For taxpayers subject to the alternative minimum tax (AMT) in 2018, charitable deductions remained fully allowable, but the SALT deduction was limited to $10,000, even for joint filers. The calculator’s “Other Itemized Deductions” line implicitly assumes you have already applied the SALT cap, so inputting a number larger than $10,000 only makes sense if you also include mortgage interest or other eligible deductions. Keeping this nuance in mind will help interpret the output correctly.

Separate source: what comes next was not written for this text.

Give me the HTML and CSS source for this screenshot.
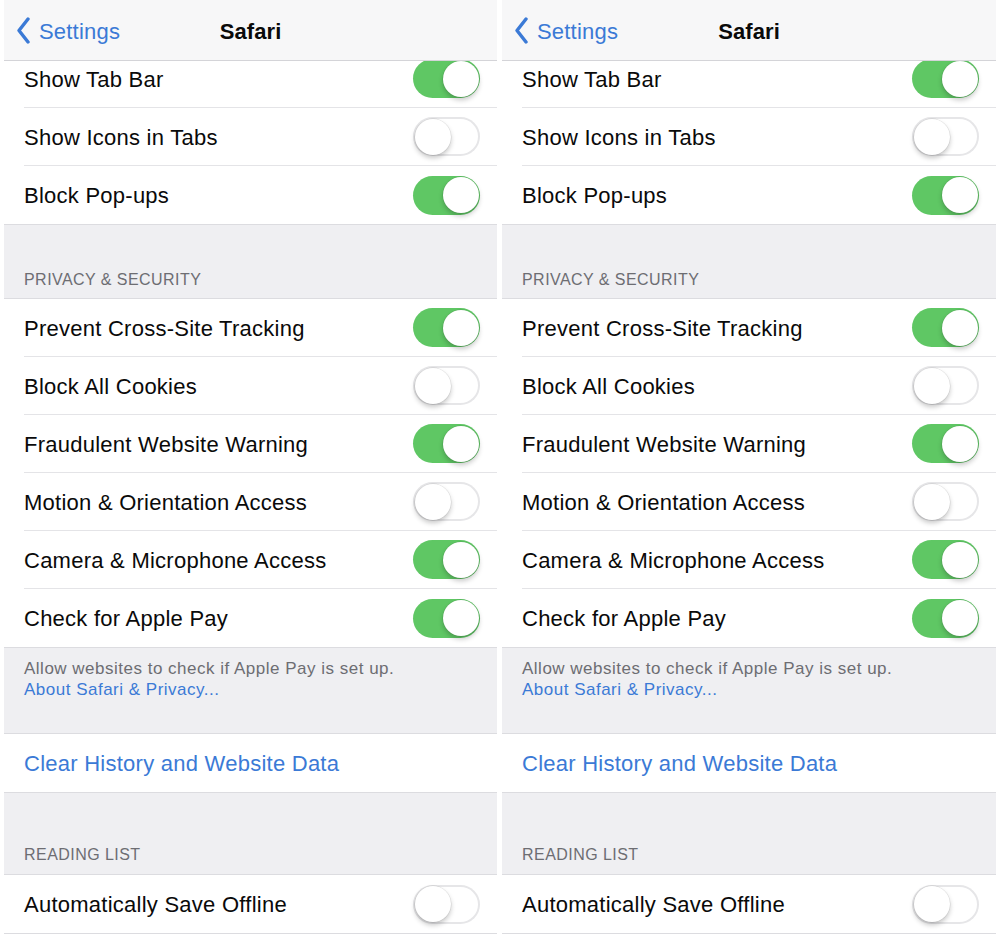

Integrating State Tax Considerations

While this calculator focuses on federal consequences, charitable deductions can also impact state tax liability. Some states decouple from federal itemized rules or offer credits instead of deductions. When planning donations, run similar calculations for your state return, especially if you live in high-tax jurisdictions such as New York or California. The interplay between the $10,000 SALT cap and state-level deductions can change the effective marginal rate used in the calculator.

Making Year-End Decisions

The final weeks of 2018 were hectic for many donors who wanted to capitalize on the new 60 percent AGI limit. By testing AGI projections and donation amounts in the calculator, you can avoid last-minute surprises. If your AGI shifts significantly because of bonuses or capital gains, revisit the calculator to determine whether additional donations can still be deducted in 2018 or if they should be deferred to 2019. Organized households often maintain a simple spreadsheet listing AGI, other deductions, and donation amounts for five consecutive years to ensure they never forfeit deductions due to inattention.

Moving Beyond 2018

Although this guide is tailored to the 2018 charity tax calculator, the analytic framework remains useful beyond that year. The IRS adjusts standard deductions and percentage limits periodically, but the habit of comparing itemized totals, applying AGI caps, and computing marginal-rate savings is evergreen. By mastering the 2018 rules with this calculator, you build institutional knowledge that will make future filing seasons less stressful.